Future Outlook and Strategic Recommendations
Canada’s climate policy landscape is moving fast, but the economic path ahead is still uncertain. Global momentum, U.S. policies under the Inflation Reduction Act, and investor pressure on fossil fuel companies are reshaping the playing field. To maximize net benefits, Canada should:
- Maintain and strengthen carbon pricing with predictable price increases, but reinforce it with direct investments in infrastructure, innovation, and social support to ensure the transition is fair.
- Close carbon leakage loopholes by developing border carbon adjustments and negotiating equivalent international standards, especially with the U.S.
- Scale up the Just Transition framework with sufficient funding and community-led planning to ease the human burden of job displacement.
- Invest in data and modeling to track the distributional impacts of policies in real time, allowing course corrections before political backlash builds.
- Accelerate permitting and grid interconnections to unlock private investment in clean energy projects—a critical near-term bottleneck.

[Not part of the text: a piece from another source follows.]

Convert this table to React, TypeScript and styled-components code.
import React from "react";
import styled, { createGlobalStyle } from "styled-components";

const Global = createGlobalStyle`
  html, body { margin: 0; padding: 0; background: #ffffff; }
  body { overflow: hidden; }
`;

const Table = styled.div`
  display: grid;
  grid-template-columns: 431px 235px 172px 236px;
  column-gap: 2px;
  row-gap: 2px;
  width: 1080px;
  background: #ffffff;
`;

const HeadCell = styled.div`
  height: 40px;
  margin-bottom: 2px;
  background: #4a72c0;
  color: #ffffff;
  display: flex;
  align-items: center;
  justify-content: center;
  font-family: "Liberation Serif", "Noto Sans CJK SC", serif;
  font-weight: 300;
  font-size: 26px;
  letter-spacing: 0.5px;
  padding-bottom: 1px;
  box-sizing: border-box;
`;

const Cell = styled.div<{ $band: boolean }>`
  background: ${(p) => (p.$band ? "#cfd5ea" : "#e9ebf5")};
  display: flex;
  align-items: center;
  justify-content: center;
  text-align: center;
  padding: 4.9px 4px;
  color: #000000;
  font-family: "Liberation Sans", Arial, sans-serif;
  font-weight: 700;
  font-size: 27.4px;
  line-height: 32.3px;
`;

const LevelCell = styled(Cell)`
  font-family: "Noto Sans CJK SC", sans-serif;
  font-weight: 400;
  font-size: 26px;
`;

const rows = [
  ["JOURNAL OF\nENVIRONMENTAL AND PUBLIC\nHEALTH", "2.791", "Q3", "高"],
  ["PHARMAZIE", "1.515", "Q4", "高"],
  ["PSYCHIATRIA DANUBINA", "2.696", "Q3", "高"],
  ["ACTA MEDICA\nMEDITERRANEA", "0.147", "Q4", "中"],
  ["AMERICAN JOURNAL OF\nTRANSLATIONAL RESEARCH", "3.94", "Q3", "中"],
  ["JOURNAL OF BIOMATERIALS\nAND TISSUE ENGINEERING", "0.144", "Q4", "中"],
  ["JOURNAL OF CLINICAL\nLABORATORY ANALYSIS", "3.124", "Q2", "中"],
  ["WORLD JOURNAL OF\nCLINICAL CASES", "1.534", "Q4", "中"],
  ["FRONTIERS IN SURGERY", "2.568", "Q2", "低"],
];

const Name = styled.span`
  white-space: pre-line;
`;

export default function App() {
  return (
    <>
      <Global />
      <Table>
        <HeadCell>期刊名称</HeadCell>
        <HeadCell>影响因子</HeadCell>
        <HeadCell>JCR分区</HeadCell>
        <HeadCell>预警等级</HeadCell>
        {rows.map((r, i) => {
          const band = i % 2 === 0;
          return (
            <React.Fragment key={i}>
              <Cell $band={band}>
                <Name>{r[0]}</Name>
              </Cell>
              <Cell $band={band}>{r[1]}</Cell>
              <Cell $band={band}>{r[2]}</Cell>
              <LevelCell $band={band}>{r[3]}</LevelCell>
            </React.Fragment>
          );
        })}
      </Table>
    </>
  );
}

The economics of climate change policies in Canada is not a zero-sum game. When properly designed and sequenced, the benefits of cleaner air, stable energy prices, avoided catastrophe, and a globally competitive clean technology industry outweigh the upfront costs. The challenge lies in making those benefits visible and accessible to all Canadians, not just the winners of the transition. Smart policy, grounded in evidence and equity, can make the economics of climate action work for the country as a whole.